2. Home theater sub-woofer placement
As I mentioned earlier, the best placement for your sub-woofer is at the front-facing your main listening area for a rich and high-quality bass.
However, there are a few considerations that you need to make depending on your situation;
- Placing your subwoofer at the corner can result in a muddy bass. This is because the sound signals bounce off the walls crossing over each other.
- When you place the subwoofer close or against a wall, the low-frequency waves bounce off the wall which results in a harsh and rumbling bass. The vibrations may also reverberate through the wall and be a nuisance to whoever is in the next room.
- Wire length constraints may also be a limiting factor to subwoofer placement. The alternative to this is using a wireless sub or a long audio cable or wire. However, long cables can reduce audio quality and even be tripping hazards.
- If you also have a ported sub-woofer, the hole may be at the back of your sub. This is a consideration that you should make when you are looking for the best subwoofer placement. Ideally, you want the sub-woofer to be at least 2x the distance from the wall as the diameter of the port. So, if your sub has a 5-inch diameter port, the distance from the wall to the sub should be at least 10 inches.
- Keep your sub-woofer about 4 feet to the front of your speakers to create the illusion of the bass coming from your speakers if you have small speakers.
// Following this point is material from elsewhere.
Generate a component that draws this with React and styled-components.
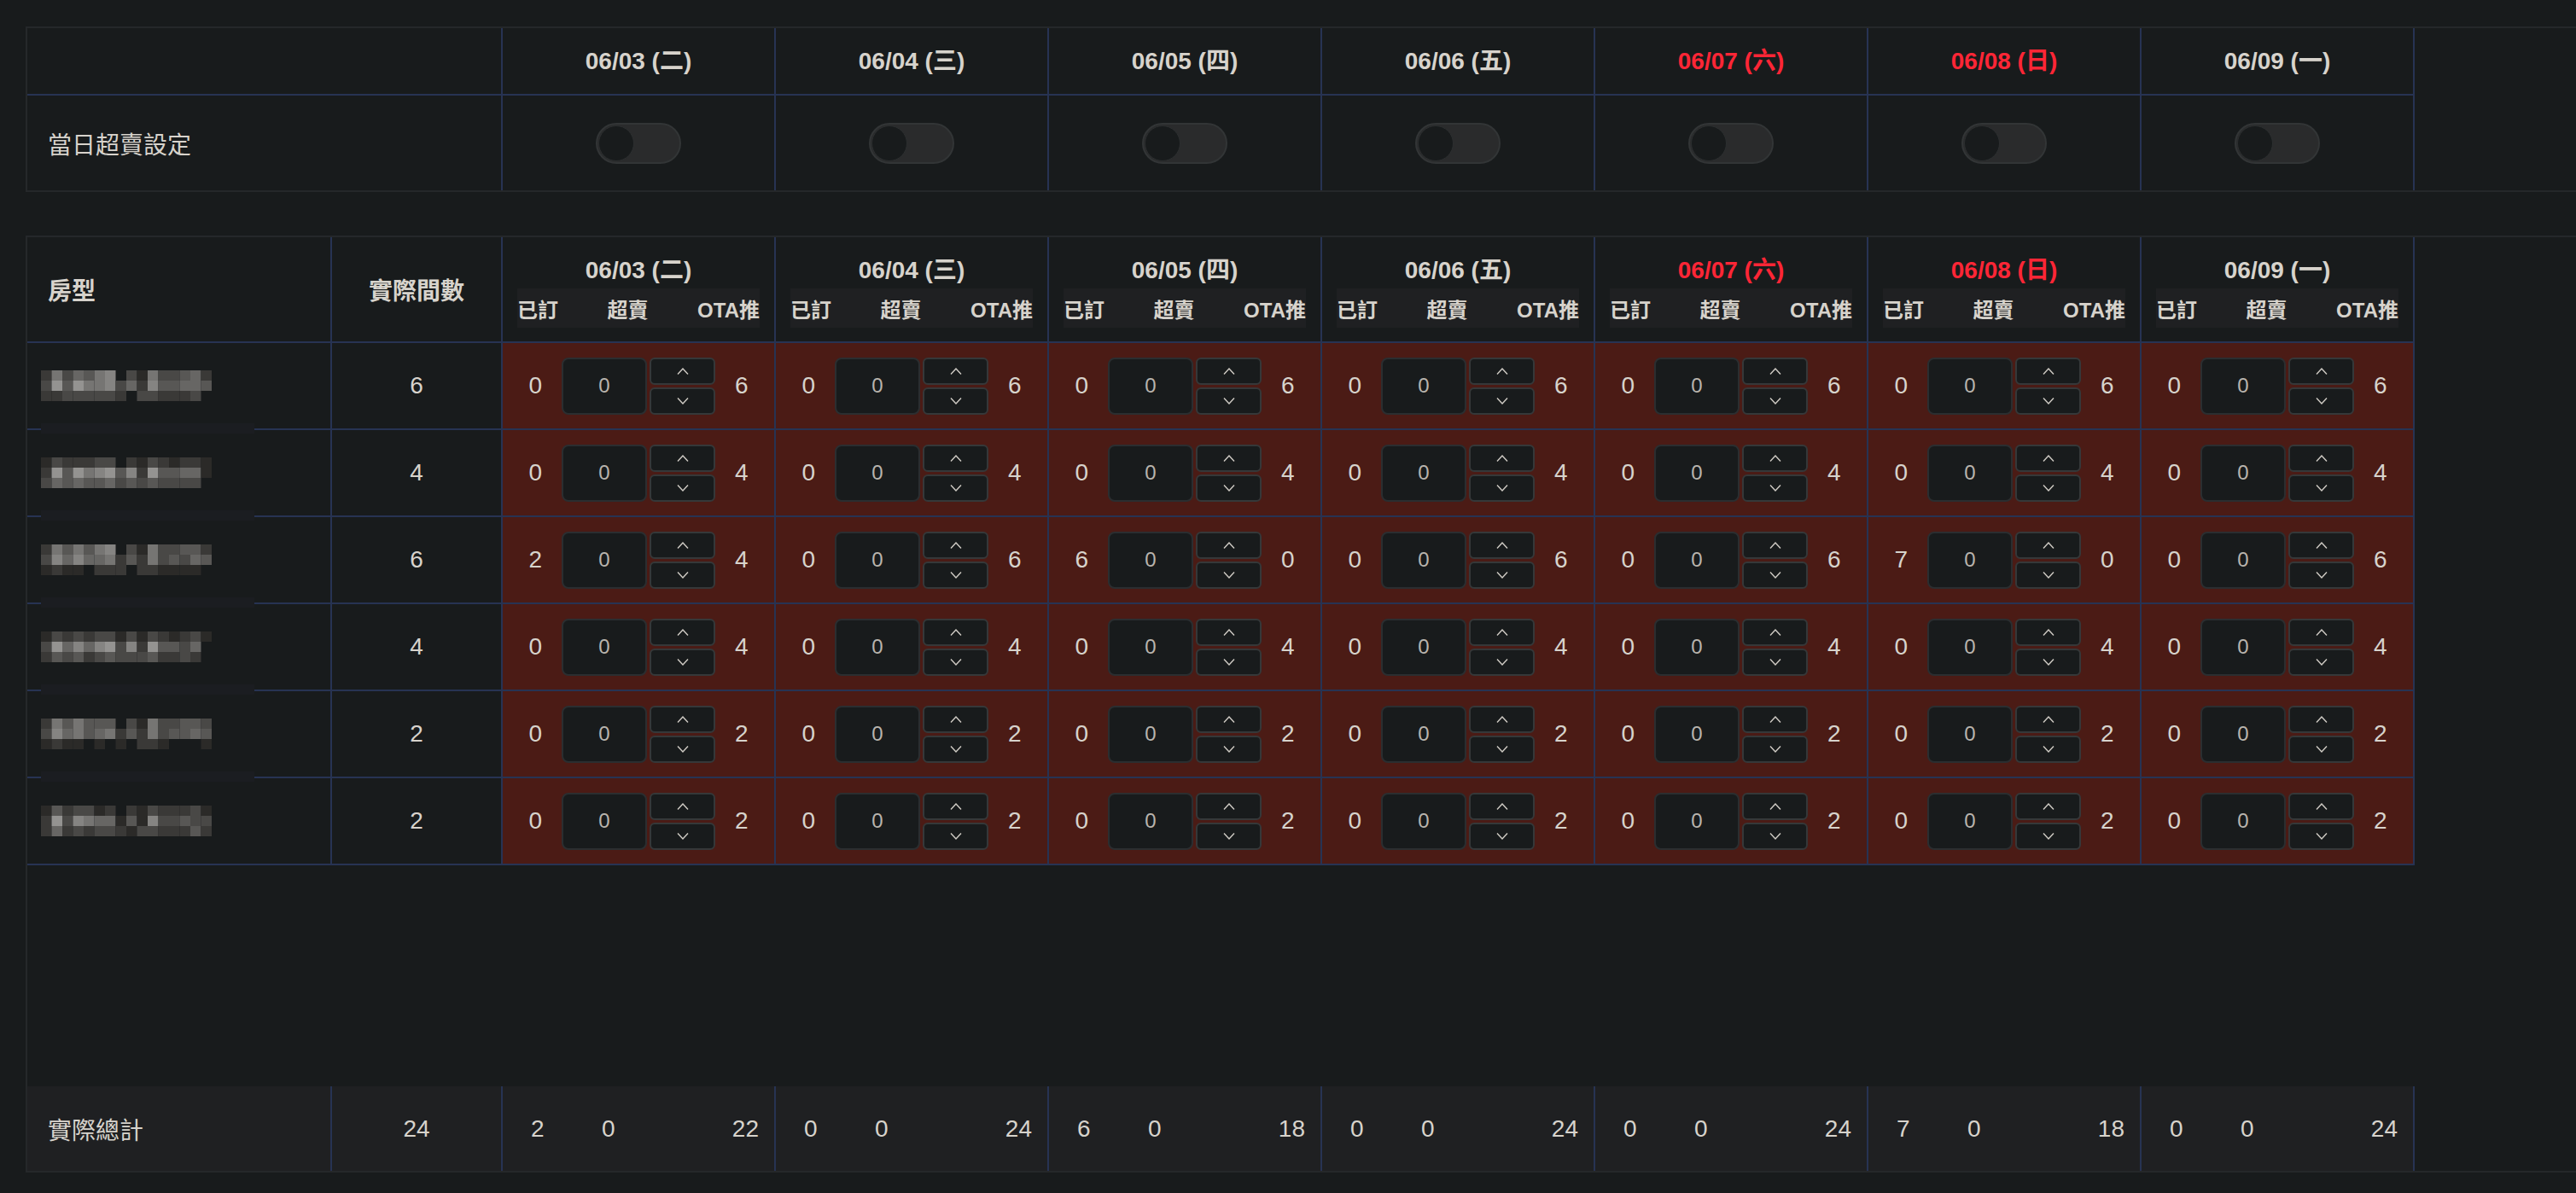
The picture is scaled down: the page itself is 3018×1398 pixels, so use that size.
import React from 'react'
import styled, { createGlobalStyle } from 'styled-components'

const BLUE = '#273353'
const OUTER = '#25282a'

const GlobalStyle = createGlobalStyle`
  html, body {
    margin: 0;
    padding: 0;
    background: #181b1c;
    overflow: hidden;
  }
  body {
    font-family: "Liberation Sans", "Noto Sans CJK TC", sans-serif;
    color: #d7d3cc;
  }
`

const Page = styled.div`
  width: 3018px;
  height: 1398px;
  box-sizing: border-box;
  padding: 31px 0 0 30px;
  display: flex;
  flex-direction: column;
  gap: 51px;
`

const Table = styled.div`
  width: 2988px;
  box-sizing: border-box;
  border: 2px solid ${OUTER};
  border-right: none;
  display: flex;
  flex-direction: column;
`

const Row = styled.div`
  display: grid;
  width: max-content;
  grid-template-columns: ${(p) => p.$cols};
  height: ${(p) => p.$h}px;
  box-sizing: border-box;
  border-bottom: ${(p) => (p.$line ? `2px solid ${BLUE}` : 'none')};
  background: ${(p) => p.$bg || 'transparent'};
`

const Cell = styled.div`
  position: relative;
  box-sizing: border-box;
  border-right: 2px solid ${BLUE};
  display: flex;
  align-items: center;
  justify-content: ${(p) => p.$justify || 'center'};
  padding-left: ${(p) => p.$pl || 0}px;
  font-size: 28px;
  font-weight: ${(p) => (p.$bold ? 700 : 400)};
  background: ${(p) => p.$bg || 'transparent'};
`

const DateText = styled.div`
  font-size: 28px;
  line-height: 28px;
  font-weight: 700;
  color: ${(p) => (p.$weekend ? '#ff2636' : '#d7d3cc')};
`

const DateHead = styled.div`
  box-sizing: border-box;
  border-right: 2px solid ${BLUE};
  display: flex;
  flex-direction: column;
  align-items: center;
  justify-content: flex-end;
  gap: 7px;
  padding: 0 17px 16px;
`

const SubBar = styled.div`
  width: 100%;
  height: 46px;
  background: #1f2022;
  display: flex;
  align-items: center;
  justify-content: space-between;
  font-size: 24px;
  font-weight: 700;
`

const Switch = styled.span`
  width: 100px;
  height: 48px;
  box-sizing: border-box;
  border-radius: 24px;
  background: #2a2b2c;
  border: 2px solid #323536;
  display: flex;
  align-items: center;
  padding: 0 1px;
`

const Knob = styled.span`
  width: 40px;
  height: 40px;
  border-radius: 50%;
  background: #181b1c;
  border: 1px solid #2c2f30;
`

const Stock = styled.div`
  display: flex;
  align-items: center;
  gap: 23px;
  font-size: 28px;
`

const Stepper = styled.div`
  display: flex;
  gap: 3px;
`

const NumInput = styled.div`
  width: 100px;
  height: 67px;
  box-sizing: border-box;
  border: 2px solid #2b2e30;
  border-radius: 8px;
  background: #181b1c;
  display: flex;
  align-items: center;
  justify-content: center;
  font-size: 24px;
  color: #b8b4ad;
`

const Spin = styled.div`
  display: flex;
  flex-direction: column;
  gap: 3px;
`

const SpinBtn = styled.div`
  width: 77px;
  height: 32px;
  box-sizing: border-box;
  border: 2px solid #353839;
  border-radius: 6px;
  background: #181b1c;
  display: flex;
  align-items: center;
  justify-content: center;
`

const Body = styled.div`
  height: 871px;
  display: flex;
  flex-direction: column;
`

const Total = styled.div`
  box-sizing: border-box;
  border-right: 2px solid ${BLUE};
  display: flex;
  align-items: center;
  padding: 0 18px 0 33px;
  font-size: 28px;
`

const TotalVal = styled.span`
  width: ${(p) => (p.$w ? `${p.$w}px` : 'auto')};
  margin-left: ${(p) => (p.$end ? 'auto' : '0')};
`

const BlurEdge = styled.div`
  position: absolute;
  left: 16px;
  bottom: -6px;
  width: 250px;
  height: 12px;
  background: #1b1d21;
  z-index: 1;
`

const dates = [
  ['06/03', '二'],
  ['06/04', '三'],
  ['06/05', '四'],
  ['06/06', '五'],
  ['06/07', '六', true],
  ['06/08', '日', true],
  ['06/09', '一'],
]

const rooms = [
  { total: 6, booked: [0, 0, 0, 0, 0, 0, 0], blur: ['2635467031633452', '3848667352744554', '2233333203322230'] },
  { total: 4, booked: [0, 0, 0, 0, 0, 0, 0], blur: ['1322233021321221', '2848678472844551', '3545445343433330'] },
  { total: 6, booked: [2, 0, 6, 0, 0, 7, 0], blur: ['2646467031633442', '3757556242634354', '1211022202211110'] },
  { total: 4, booked: [0, 0, 0, 0, 0, 0, 0], blur: ['1323233131321231', '3857578372844350', '2434234333422320'] },
  { total: 2, booked: [0, 0, 0, 0, 0, 0, 0], blur: ['2646444031633443', '3756456242634454', '1211010102210001'] },
  { total: 2, booked: [0, 0, 0, 0, 0, 0, 0], blur: ['1423312021322231', '2837655141733433', '2523233213322242'] },
]

const COLS1 = '557px repeat(7, 320px)'
const COLS2 = '357px 200px repeat(7, 320px)'

function Mosaic({ rows }) {
  return (
    <svg width="200" height="36" viewBox="0 0 200 36">
      {rows.map((line, r) =>
        line.split('').map((ch, c) => {
          const n = Number(ch)
          if (!n) return null
          const v = 28 + n * 15
          return (
            <rect
              key={`${r}-${c}`}
              x={c * 12.5}
              y={r * 12}
              width="12.5"
              height="12"
              fill={`rgb(${v},${v - 1},${v - 3})`}
            />
          )
        })
      )}
    </svg>
  )
}

function Chevron({ up }) {
  return (
    <svg width="14" height="8" viewBox="0 0 14 8">
      <polyline
        points={up ? '1,7.5 7,1 13,7.5' : '1,0.5 7,7 13,0.5'}
        fill="none"
        stroke="#d0ccc5"
        strokeWidth="1.4"
      />
    </svg>
  )
}

function StockCell({ booked, ota }) {
  return (
    <Cell $bg="#4b1b15">
      <Stock>
        <span>{booked}</span>
        <Stepper>
          <NumInput>0</NumInput>
          <Spin>
            <SpinBtn>
              <Chevron up />
            </SpinBtn>
            <SpinBtn>
              <Chevron />
            </SpinBtn>
          </Spin>
        </Stepper>
        <span>{ota}</span>
      </Stock>
    </Cell>
  )
}

export default function App() {
  const grand = rooms.reduce((s, r) => s + r.total, 0)
  const totals = dates.map((_, i) => ({
    booked: rooms.reduce((s, r) => s + r.booked[i], 0),
    ota: rooms.reduce((s, r) => s + Math.max(r.total - r.booked[i], 0), 0),
  }))

  return (
    <>
      <GlobalStyle />
      <Page>
        <Table>
          <Row $cols={COLS1} $h={79} $line>
            <Cell />
            {dates.map(([d, w, weekend]) => (
              <Cell key={d}>
                <DateText $weekend={weekend}>{`${d} (${w})`}</DateText>
              </Cell>
            ))}
          </Row>
          <Row $cols={COLS1} $h={111}>
            <Cell $justify="flex-start" $pl={24}>當日超賣設定</Cell>
            {dates.map(([d]) => (
              <Cell key={d}>
                <Switch>
                  <Knob />
                </Switch>
              </Cell>
            ))}
          </Row>
        </Table>

        <Table>
          <Row $cols={COLS2} $h={124} $line>
            <Cell $justify="flex-start" $pl={24} $bold>房型</Cell>
            <Cell $bold>實際間數</Cell>
            {dates.map(([d, w, weekend]) => (
              <DateHead key={d}>
                <DateText $weekend={weekend}>{`${d} (${w})`}</DateText>
                <SubBar>
                  <span>已訂</span>
                  <span>超賣</span>
                  <span>OTA推</span>
                </SubBar>
              </DateHead>
            ))}
          </Row>
          <Body>
            {rooms.map((room, ri) => (
              <Row key={ri} $cols={COLS2} $h={102} $line>
                <Cell $justify="flex-start" $pl={16}>
                  <Mosaic rows={room.blur} />
                  {ri < rooms.length - 1 && <BlurEdge />}
                </Cell>
                <Cell>{room.total}</Cell>
                {dates.map(([d], di) => (
                  <StockCell
                    key={d}
                    booked={room.booked[di]}
                    ota={Math.max(room.total - room.booked[di], 0)}
                  />
                ))}
              </Row>
            ))}
          </Body>
          <Row $cols={COLS2} $h={99} $bg="#1f2022">
            <Cell $justify="flex-start" $pl={24}>實際總計</Cell>
            <Cell>{grand}</Cell>
            {totals.map((t, i) => (
              <Total key={i}>
                <TotalVal $w={83}>{t.booked}</TotalVal>
                <TotalVal>0</TotalVal>
                <TotalVal $end>{t.ota}</TotalVal>
              </Total>
            ))}
          </Row>
        </Table>
      </Page>
    </>
  )
}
Put the sub too far from the speakers and maintaining this illusion will not be possible. You will need to experiment a bit if you have larger speakers for a balance of the highs, mids, and bass.
How to find the best subwoofer placement position
Finding the position where you get the best bass from your sub will require trial and error. But you have to consider the length of your audio cables, the size of the room, and whether or not you have neighbors that can limit you.
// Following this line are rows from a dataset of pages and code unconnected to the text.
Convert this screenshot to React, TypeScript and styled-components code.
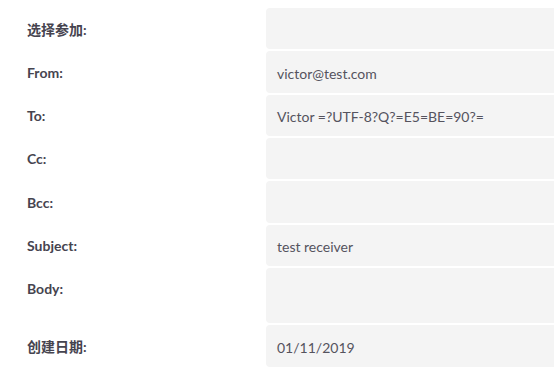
import React from "react";
import styled, { createGlobalStyle } from "styled-components";

const Global = createGlobalStyle`
  html, body {
    margin: 0;
    padding: 0;
    background: #ffffff;
    overflow: hidden;
  }
  body {
    font-family: Lato, "Noto Sans CJK SC", sans-serif;
  }
`;

const Table = styled.div`
  display: flex;
  flex-direction: column;
  gap: 2px;
  padding-top: 8px;
  width: 554px;
`;

const Row = styled.div`
  display: flex;
  align-items: stretch;
`;

const Label = styled.div`
  width: 239px;
  flex: none;
  padding: 11.5px 0 0 27px;
  font-family: Lato, "Noto Sans CJK SC", sans-serif;
  font-weight: 700;
  font-size: 14px;
  line-height: 20px;
  color: #46444f;
`;

const Value = styled.div<{ $tall?: boolean }>`
  flex: 1;
  margin-right: -12px;
  box-sizing: border-box;
  height: ${(p) => (p.$tall ? "55.33px" : "41.33px")};
  padding: 12.6px 11px 0 11px;
  background: #f4f4f4;
  border-radius: 4px;
  font-family: Lato, "Noto Sans CJK SC", sans-serif;
  font-size: 14px;
  line-height: 20px;
  color: #55535e;
  white-space: nowrap;
`;

const rows: { label: string; value: string; tall?: boolean }[] = [
  { label: "选择参加:", value: "" },
  { label: "From:", value: "victor@test.com" },
  { label: "To:", value: "Victor =?UTF-8?Q?=E5=BE=90?=" },
  { label: "Cc:", value: "" },
  { label: "Bcc:", value: "" },
  { label: "Subject:", value: "test receiver" },
  { label: "Body:", value: "", tall: true },
  { label: "创建日期:", value: "01/11/2019" },
];

export default function App() {
  return (
    <>
      <Global />
      <Table>
        {rows.map((r) => (
          <Row key={r.label}>
            <Label>{r.label}</Label>
            <Value $tall={r.tall}>{r.value}</Value>
          </Row>
        ))}
      </Table>
    </>
  );
}
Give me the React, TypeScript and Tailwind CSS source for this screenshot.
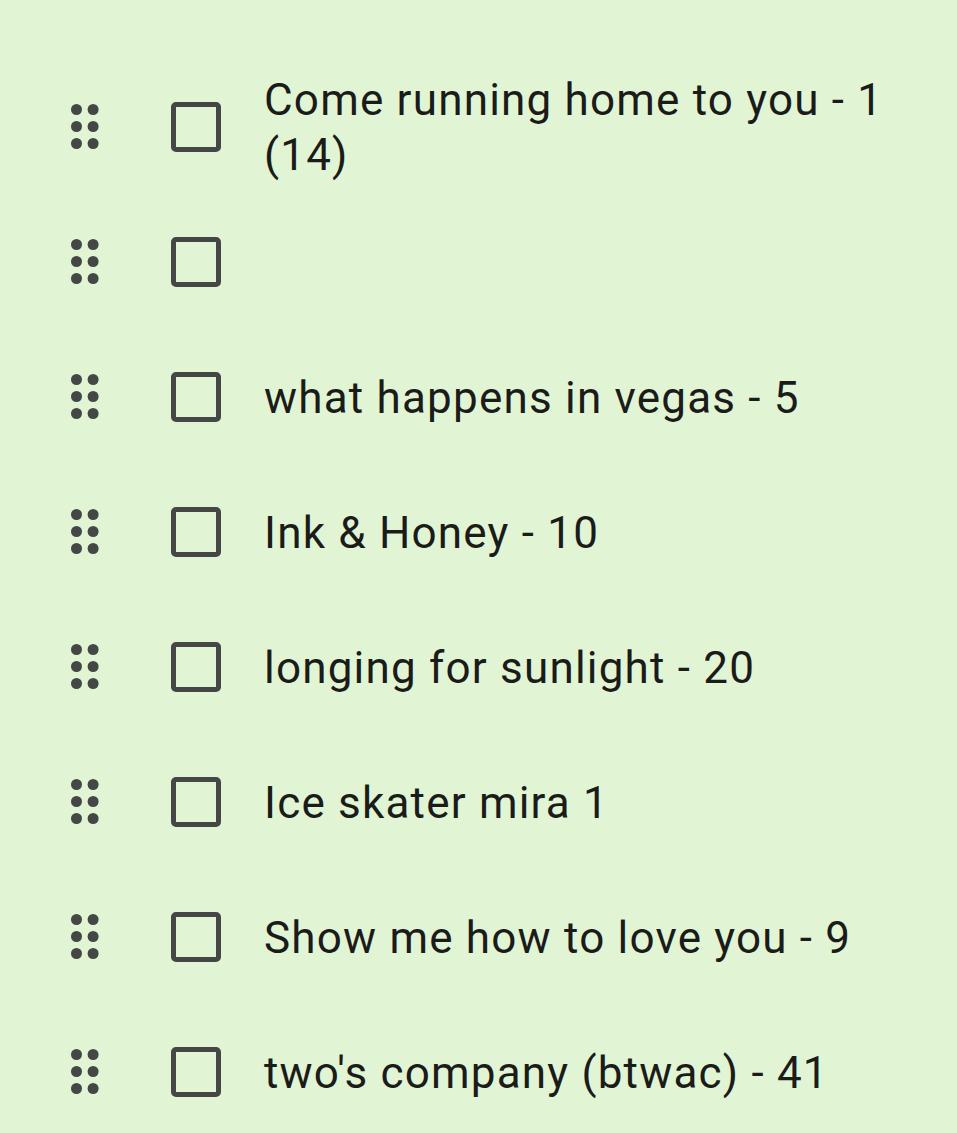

Here is what I recommend you do:
Place your sub in the listening position and play a song with a nice bass to it.
With your head close to the floor, crawl around the room (yes, literally crawl) and find the position where the bass is balanced. Experiment with different positions until you find the perfect place for you.
Once you find the spot where the bass is rich and even, move your sub-woofer to the position and place it facing the listening position.
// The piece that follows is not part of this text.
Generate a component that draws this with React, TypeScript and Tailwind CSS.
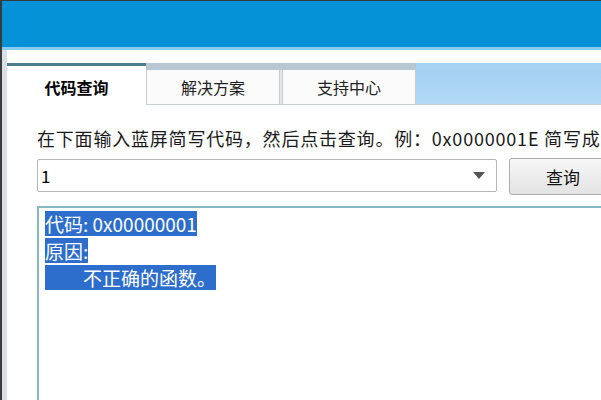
import React from 'react'

const font = { fontFamily: '"Noto Sans CJK SC", "Noto Sans", sans-serif' }

function Tabs() {
  return (
    <div className="flex h-[42px] items-stretch">
      {/* active tab */}
      <div className="w-[139px] shrink-0 bg-white border-t-[3px] border-[#4f7d8d] flex items-center justify-center pt-[2px]">
        <span className="text-[16px] font-bold text-black">代码查询</span>
      </div>
      <div className="flex-1 min-w-0 flex flex-col">
        <div className="h-[7px] bg-[#b9c7d2] flex">
          <div className="w-[270px] shrink-0" />
          <div className="flex-1 bg-[#a8d2f2]" />
        </div>
        <div className="flex-1 flex border-b border-[#c9cfd4]">
          <div className="w-[134px] shrink-0 bg-[#fbfbfb] border-l border-r border-[#cccccc] flex items-center justify-center">
            <span className="text-[16px] text-[#222]">解决方案</span>
          </div>
          <div className="w-[2px] shrink-0 bg-[#e2e6ea]" />
          <div className="w-[134px] shrink-0 bg-[#fbfbfb] border-l border-r border-[#cccccc] flex items-center justify-center">
            <span className="text-[16px] text-[#222]">支持中心</span>
          </div>
          <div className="flex-1 bg-gradient-to-b from-[#a4d0f2] to-[#b2daf6]" />
        </div>
      </div>
    </div>
  )
}

function Line({ text }: { text: string }) {
  return (
    <div className="h-[27px] whitespace-pre">
      <span className="inline-block h-[25px] leading-[25px] bg-[#2d6dcb]">{text}</span>
    </div>
  )
}

export default function App() {
  return (
    <div className="w-[601px] h-[400px] overflow-hidden bg-[#3b3b3b] pl-[2px] pt-[1px]" style={font}>
      <div className="h-full flex flex-col">
        <div className="h-[46px] shrink-0 bg-[#0592d6]" />
        <div className="h-[3px] shrink-0 bg-[#86ccee]" />
        <div className="flex-1 flex min-h-0">
          <div className="w-[5px] shrink-0 bg-[#d9dfe4]" />
          <div className="flex-1 min-w-0 bg-white flex flex-col">
            <div className="h-[13px] shrink-0" />
            <Tabs />
            <div className="flex-1 min-h-0 pl-[30px] flex flex-col">
              <div className="h-[22px] shrink-0" />
              <div className="whitespace-nowrap text-[18px] tracking-[0.8px] leading-[22px] text-[#1a1a1a] overflow-hidden">
                在下面输入蓝屏简写代码，然后点击查询。例：0x0000001E 简写成
              </div>
              <div className="h-[10px] shrink-0" />
              <div className="flex items-start">
                <div className="w-[460px] shrink-0 h-[33px] border border-[#b6b6b6] rounded-[2px] bg-white flex items-center pl-[3px] pr-[11px]">
                  <span className="text-[17px] text-black flex-1">1</span>
                  <svg width="12" height="7" viewBox="0 0 12 7">
                    <polygon points="0,0 12,0 6,7" fill="#555" />
                  </svg>
                </div>
                <div className="ml-[12px] -mt-[1px] w-[120px] shrink-0 h-[37px] border border-[#acacac] rounded-[3px] bg-gradient-to-b from-[#f7f7f7] to-[#e3e3e3] flex items-center pl-[36px]">
                  <span className="text-[17px] text-[#111]">查询</span>
                </div>
              </div>
              <div className="h-[11px] shrink-0" />
              <div className="flex-1 border-2 border-r-0 border-b-0 border-[#86b7c5] pl-[6px] pt-[2px] text-[19px] text-white">
                <Line text="代码: 0x00000001" />
                <Line text="原因:" />
                <Line text={'\u3000\u3000不正确的函数。'} />
              </div>
            </div>
          </div>
        </div>
      </div>
    </div>
  )
}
However, this may be a bit selfish since only the person sitting at that position will get to hear the rich bass. With that said, other people that are not audio nuts may not take issues with this.
But if you care about other people and the quality of bass they get, you will need to experiment with different listening positions. Do this until you find the best spot for the placement of your subwoofer that will not compromise other people.
Placing the sub in a media cabinet is not a good idea and spoils the fun and purpose of having the sub.
There are also some quality in-wall subs for custom installations. However, placing your sub-woofer inside the wall will require you to have building and drywall skills.
Should you combine two sub-woofers for your home theater?
Yes, having two subwoofers in your home theater is a great idea, especially if you have a large room and for an even bass. You can place one sub-woofer at the left-front and the other in the right close to the front-channel speakers but away from the wall.
This is far better than having one sub for better and consistent bass but will be costlier.
If you have a bigger budget, you can go for a 4-sub woofer set up with a sub at each corner for an evenly distributed bass for a larger room. You may need to purchase a Y-adapter if your audio processor/receiver does not have the port selection needed for this kind of set up.
3. Tweak the settings and calibration
For a complete home theater sub-woofer set up, you will need to play around with the crossover frequency, volume level, phase setting, speaker settings, and the acoustics.
Some high-end-receivers these days have automatic calibration for channel level, speaker distance, and room correction but they are often inaccurate in determining the cross over frequency settings. There are also EQ automation softwares that can do a fairly good job but I would recommend doing it manually by yourself.
Crossover is the functionality that splits audio signals in two or more frequencies. Receivers do not often have the best cross-over setting while others do not even have automatic cross-over settings.
Either way, it a great idea to do the crossover settings by yourself.
To get the most out of your subwoofer, you will need to ensure that you correctly set the crossover point.
First, you will need to determine your speaker’s lower frequency response by looking online or the manual and increase it by about 10 hertz. However, this may not be great for less powerful or basic subs.
You can also start with a crossover of 100 Hz and experiment adjusting down to a frequency of 60 Hz. Starting with a low crossover frequency and making slight increments until you find the frequency that is the best for your system.
Experimenting with different frequencies will help you find the sweet spot depending on your sub. However, you should make sure you cannot locate the position of your sub by just listening. I always find a frequency of 80 Hz works out great for me but remember this is very subjective.
The general rule of thumb is making sure that you are not hearing your sub as a separate entity.
Phase and volume settings (level settings)
If your subwoofer is out of phase, can toggle between the 0 and 180 degrees depending on whether the sub and the speakers are on the same plane to see what gives you a better bass.
Most subs will have an independent volume control knob. You will need to make sure that the sub and speaker volume are similar. The volume level will also need to be moved up or down depending on the music you are listening to and from one movie to another. Most subs will have a volume sweet spot of “12 o’clock”. Make the adjustments that will best suit you.
For the best home theater bass, you will set up your sub in a way that you get the most out of it during the installation process.
Placement and making sure that all setting is correct will go a long way in getting you that clean and rich bass for your home theater. Do not hide the sub under the couch, table, or in a cabinet as that will defeat the purpose of having it in the first place.
Making minor adjustments and experimenting with different positions and settings will go a great way.